SEC. & EXCHANGE COMMISSION v. SETHI PETROLEUM, LLC

United States District Court, Eastern District of Texas (2017)

Facts

Issue

Holding — Mazzant, J.

Rule

Reasoning

Deep Dive: How the Court Reached Its Decision

Investment Contract Criteria

The court reasoned that the joint venture interests offered by Sethi Petroleum qualified as investment contracts under the Howey test, which determines whether an investment is a security. According to the Howey test, an investment contract exists when individuals invest money in a common enterprise with the expectation of profits primarily derived from the efforts of others. The court found that the investors in the Sethi-North Dakota Drilling Fund (NDDF) had a reasonable expectation of profits that would come from the managerial efforts of Sethi Petroleum rather than from their own direct involvement. The evidence demonstrated that Sethi Petroleum exerted significant control over the operations and management of the NDDF, leaving investors with little power to influence decisions. The court emphasized that the lack of genuine control by the investors supported the conclusion that their interests were indeed securities, as they were dependent on Sethi Petroleum’s actions to realize any profit. Additionally, the court noted that many investors lacked the requisite knowledge and experience in oil and gas investments, further underscoring their reliance on the defendant's expertise. Therefore, the court determined that the NDDF interests constituted investment contracts under federal securities law.

Lack of Investor Control

The court highlighted that the structure of the NDDF venture significantly limited the investors' control and ability to manage their investments effectively. Although the Joint Venture Agreement (JVA) supposedly granted investors some rights, such as the ability to vote on significant matters, the practical implementation of these rights was severely hindered. The court pointed out that Sethi Petroleum controlled the flow of information, which meant that investors could not realistically exercise any voting rights or management powers. The cold-call marketing strategy employed by Sethi Petroleum further illustrated this point, as it attracted investors with little to no prior experience in the oil and gas sector. Additionally, the court noted that even if investors attempted to communicate or organize, they did not have access to contact information for other investors, making it impossible to gather sufficient support for any action. Thus, the court concluded that the investors were left with no meaningful control over their investments, reinforcing the characterization of their interests as securities.

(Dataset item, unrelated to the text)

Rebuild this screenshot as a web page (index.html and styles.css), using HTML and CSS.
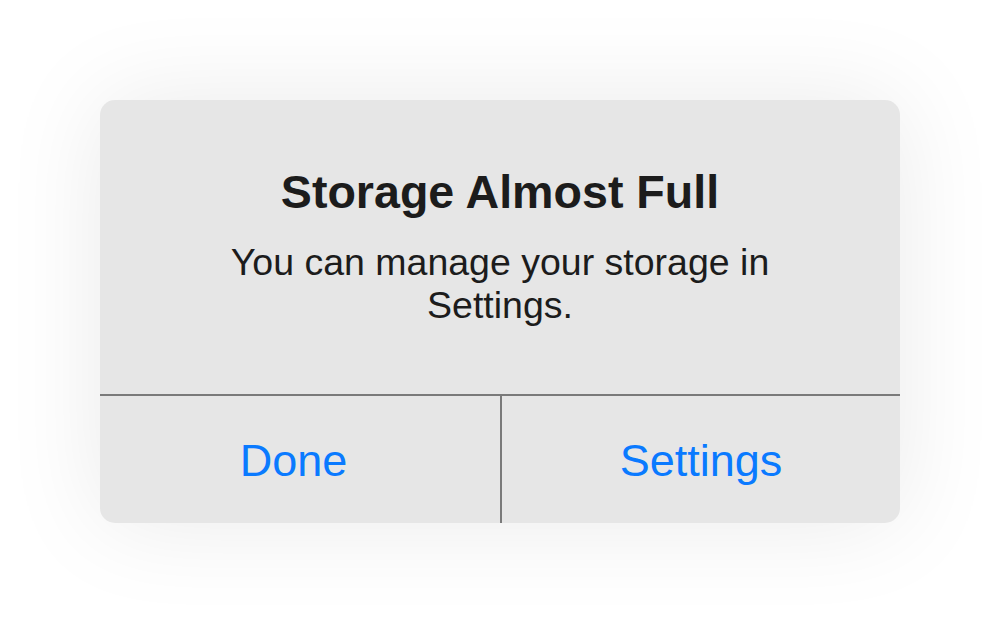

Material Misrepresentations

The court found that Sethi Petroleum had made several material misrepresentations that misled investors about the nature and viability of their investment. The SEC presented evidence that Sethi Petroleum falsely claimed direct partnerships with major oil companies, which was a significant factor influencing investor decisions. The court noted that these misrepresentations were critical because they painted a picture of a lucrative and secure investment opportunity. The court determined that such statements were made with scienter, indicating that Sethi Petroleum acted with intent to deceive or with severe recklessness regarding the truth of the claims made. Furthermore, the court emphasized that the misstatements created a substantial likelihood that a reasonable investor would have altered their investment decision had they known the true nature of the partnerships and the actual performance of the venture. As a result, the court found that the SEC had established liability for securities fraud based on these material misrepresentations.

Investors' Reliance on Promoter's Expertise

The court explained that the relationship between the investors and Sethi Petroleum demonstrated a clear dependency on the company’s managerial capabilities. Given that the investors lacked experience and knowledge in the oil and gas industry, they relied heavily on the representations made by Sethi Petroleum regarding the potential profitability of the NDDF. The court noted that Sethi Petroleum’s marketing tactics specifically targeted unknowledgeable investors, thereby increasing their reliance on the company’s expertise. This reliance was compounded by the fact that Sethi Petroleum was the sole source of information regarding the NDDF's operations and performance. The court stated that even if investors retained some rights under the JVA, the lack of access to meaningful information negated their ability to exercise those rights effectively. Therefore, the court concluded that the investors were entirely dependent on Sethi Petroleum for the success of their investments, further affirming the characterization of their interests as securities within the context of federal law.

Joint and Several Liability

The court found Sameer Sethi jointly and severally liable for the violations of the Securities Act and the Exchange Act due to his control over Sethi Petroleum and its operations. The SEC had to demonstrate that Sethi was a control person, which it did by showing that he was the President and sole Managing Member of Sethi Petroleum during the relevant time period. The court noted that Sethi had direct involvement in creating the fraudulent representations made to investors, including instructing his sales staff to promote false claims about partnerships with major oil companies. Additionally, the evidence indicated that Sethi exercised ultimate control over the company’s financial decisions and the management of investor funds. By establishing his control and direct involvement in the fraudulent activities, the court held Sethi jointly liable with Sethi Petroleum for the securities violations. This determination underscored the principle that individuals in positions of authority within a corporation can be held accountable for the actions of that entity, particularly when they are complicit in fraudulent schemes.